WHAT THE EXERCISE ASKS: Filter the records below down to lines containing "component".

EXTRACTED MATERIAL:
-.-.-

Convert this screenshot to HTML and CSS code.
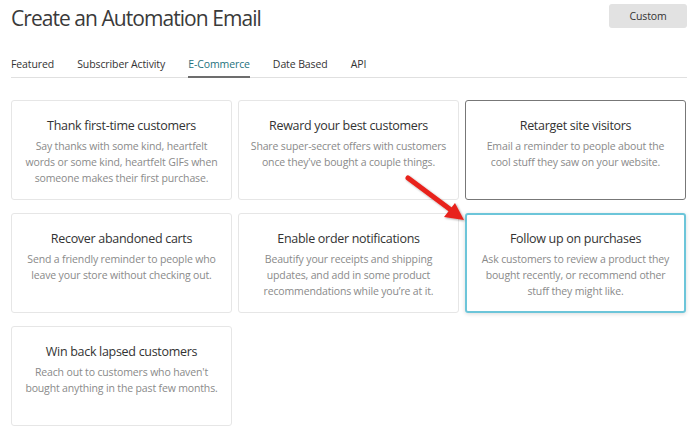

-.-.-

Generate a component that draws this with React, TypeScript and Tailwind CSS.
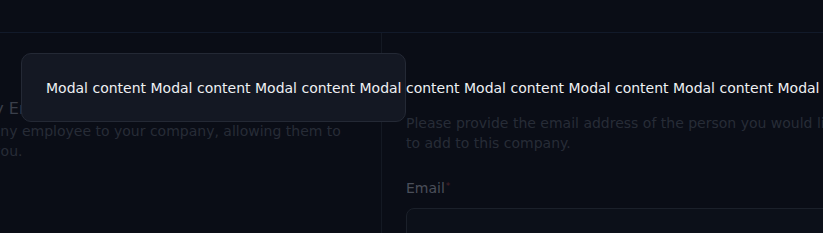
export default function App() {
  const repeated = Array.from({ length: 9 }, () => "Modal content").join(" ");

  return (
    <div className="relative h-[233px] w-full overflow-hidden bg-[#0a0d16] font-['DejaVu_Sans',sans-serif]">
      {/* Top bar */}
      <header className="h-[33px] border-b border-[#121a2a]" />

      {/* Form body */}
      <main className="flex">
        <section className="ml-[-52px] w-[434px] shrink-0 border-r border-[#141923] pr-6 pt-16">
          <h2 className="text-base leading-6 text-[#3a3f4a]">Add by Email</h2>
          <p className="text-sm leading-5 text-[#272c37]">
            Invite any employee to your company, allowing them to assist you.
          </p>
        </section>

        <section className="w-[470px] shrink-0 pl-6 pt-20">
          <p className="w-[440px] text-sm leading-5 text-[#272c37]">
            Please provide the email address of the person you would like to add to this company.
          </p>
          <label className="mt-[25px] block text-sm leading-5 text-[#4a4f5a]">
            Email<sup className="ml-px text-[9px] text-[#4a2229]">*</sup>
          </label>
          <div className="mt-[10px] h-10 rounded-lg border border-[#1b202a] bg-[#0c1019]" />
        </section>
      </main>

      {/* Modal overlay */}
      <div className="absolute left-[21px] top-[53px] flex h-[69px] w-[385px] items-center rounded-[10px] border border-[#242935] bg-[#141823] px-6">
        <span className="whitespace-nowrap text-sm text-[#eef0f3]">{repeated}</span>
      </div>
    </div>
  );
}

-.-.-

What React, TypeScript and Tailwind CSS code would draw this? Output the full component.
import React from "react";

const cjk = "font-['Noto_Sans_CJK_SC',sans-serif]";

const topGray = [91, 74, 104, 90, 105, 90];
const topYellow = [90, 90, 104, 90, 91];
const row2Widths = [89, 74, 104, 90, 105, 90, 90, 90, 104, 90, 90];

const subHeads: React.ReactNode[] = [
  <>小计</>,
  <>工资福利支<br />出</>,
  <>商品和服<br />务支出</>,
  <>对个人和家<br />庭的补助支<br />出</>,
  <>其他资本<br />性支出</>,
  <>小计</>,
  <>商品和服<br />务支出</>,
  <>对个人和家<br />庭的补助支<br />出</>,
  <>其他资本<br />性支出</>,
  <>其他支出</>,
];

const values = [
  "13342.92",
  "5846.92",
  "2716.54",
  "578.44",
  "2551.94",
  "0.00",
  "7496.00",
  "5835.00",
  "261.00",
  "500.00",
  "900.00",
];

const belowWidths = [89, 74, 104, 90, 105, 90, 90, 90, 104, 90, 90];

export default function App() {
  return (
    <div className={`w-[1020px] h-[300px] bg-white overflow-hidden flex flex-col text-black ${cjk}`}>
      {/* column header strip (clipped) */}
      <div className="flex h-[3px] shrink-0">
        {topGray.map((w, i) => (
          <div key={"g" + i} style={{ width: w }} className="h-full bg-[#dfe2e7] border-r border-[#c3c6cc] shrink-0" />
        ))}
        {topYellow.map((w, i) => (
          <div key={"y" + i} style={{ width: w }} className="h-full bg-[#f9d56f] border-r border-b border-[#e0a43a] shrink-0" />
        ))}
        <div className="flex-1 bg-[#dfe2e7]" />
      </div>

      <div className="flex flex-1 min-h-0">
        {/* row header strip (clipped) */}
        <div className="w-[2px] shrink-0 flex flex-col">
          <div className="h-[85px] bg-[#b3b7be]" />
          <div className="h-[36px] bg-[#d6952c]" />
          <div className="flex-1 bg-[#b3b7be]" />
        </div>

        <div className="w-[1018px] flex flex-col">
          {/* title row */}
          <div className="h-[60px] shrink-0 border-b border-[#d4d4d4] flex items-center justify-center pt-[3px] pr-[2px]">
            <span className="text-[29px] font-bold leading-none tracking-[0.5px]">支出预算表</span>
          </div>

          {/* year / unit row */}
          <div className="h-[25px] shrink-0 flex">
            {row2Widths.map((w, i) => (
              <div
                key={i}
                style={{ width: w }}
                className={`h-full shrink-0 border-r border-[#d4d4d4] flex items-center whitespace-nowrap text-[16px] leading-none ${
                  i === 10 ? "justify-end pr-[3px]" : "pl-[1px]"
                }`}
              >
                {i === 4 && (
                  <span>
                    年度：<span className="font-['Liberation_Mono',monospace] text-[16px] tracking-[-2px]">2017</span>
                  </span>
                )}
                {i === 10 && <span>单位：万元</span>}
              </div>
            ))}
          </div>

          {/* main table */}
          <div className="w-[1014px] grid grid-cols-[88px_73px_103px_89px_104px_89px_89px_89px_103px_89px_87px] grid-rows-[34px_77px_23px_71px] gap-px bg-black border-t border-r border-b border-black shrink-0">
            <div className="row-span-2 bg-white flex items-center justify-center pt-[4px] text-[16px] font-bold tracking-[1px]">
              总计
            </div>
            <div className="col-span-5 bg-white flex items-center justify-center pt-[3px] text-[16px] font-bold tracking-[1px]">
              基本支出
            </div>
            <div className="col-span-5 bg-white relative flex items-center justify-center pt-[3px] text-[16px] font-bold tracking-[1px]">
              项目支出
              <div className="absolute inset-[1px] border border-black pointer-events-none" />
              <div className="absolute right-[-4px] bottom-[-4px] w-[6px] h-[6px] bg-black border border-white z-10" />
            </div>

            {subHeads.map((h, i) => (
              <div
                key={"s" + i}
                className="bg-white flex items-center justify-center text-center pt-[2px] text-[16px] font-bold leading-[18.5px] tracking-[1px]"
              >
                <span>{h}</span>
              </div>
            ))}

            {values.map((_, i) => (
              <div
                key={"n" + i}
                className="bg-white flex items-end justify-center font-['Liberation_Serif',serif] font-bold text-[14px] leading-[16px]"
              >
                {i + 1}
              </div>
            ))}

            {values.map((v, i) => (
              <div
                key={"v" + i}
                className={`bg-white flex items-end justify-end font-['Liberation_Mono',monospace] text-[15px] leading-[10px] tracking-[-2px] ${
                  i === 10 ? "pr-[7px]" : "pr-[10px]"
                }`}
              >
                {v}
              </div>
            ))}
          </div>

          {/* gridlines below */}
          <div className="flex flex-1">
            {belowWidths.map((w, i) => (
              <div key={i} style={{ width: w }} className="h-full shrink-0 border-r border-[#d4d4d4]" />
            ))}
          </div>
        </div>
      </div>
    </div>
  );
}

-.-.-

EXERCISE SOLUTION:
Generate a component that draws this with React, TypeScript and Tailwind CSS.
What React, TypeScript and Tailwind CSS code would draw this? Output the full component.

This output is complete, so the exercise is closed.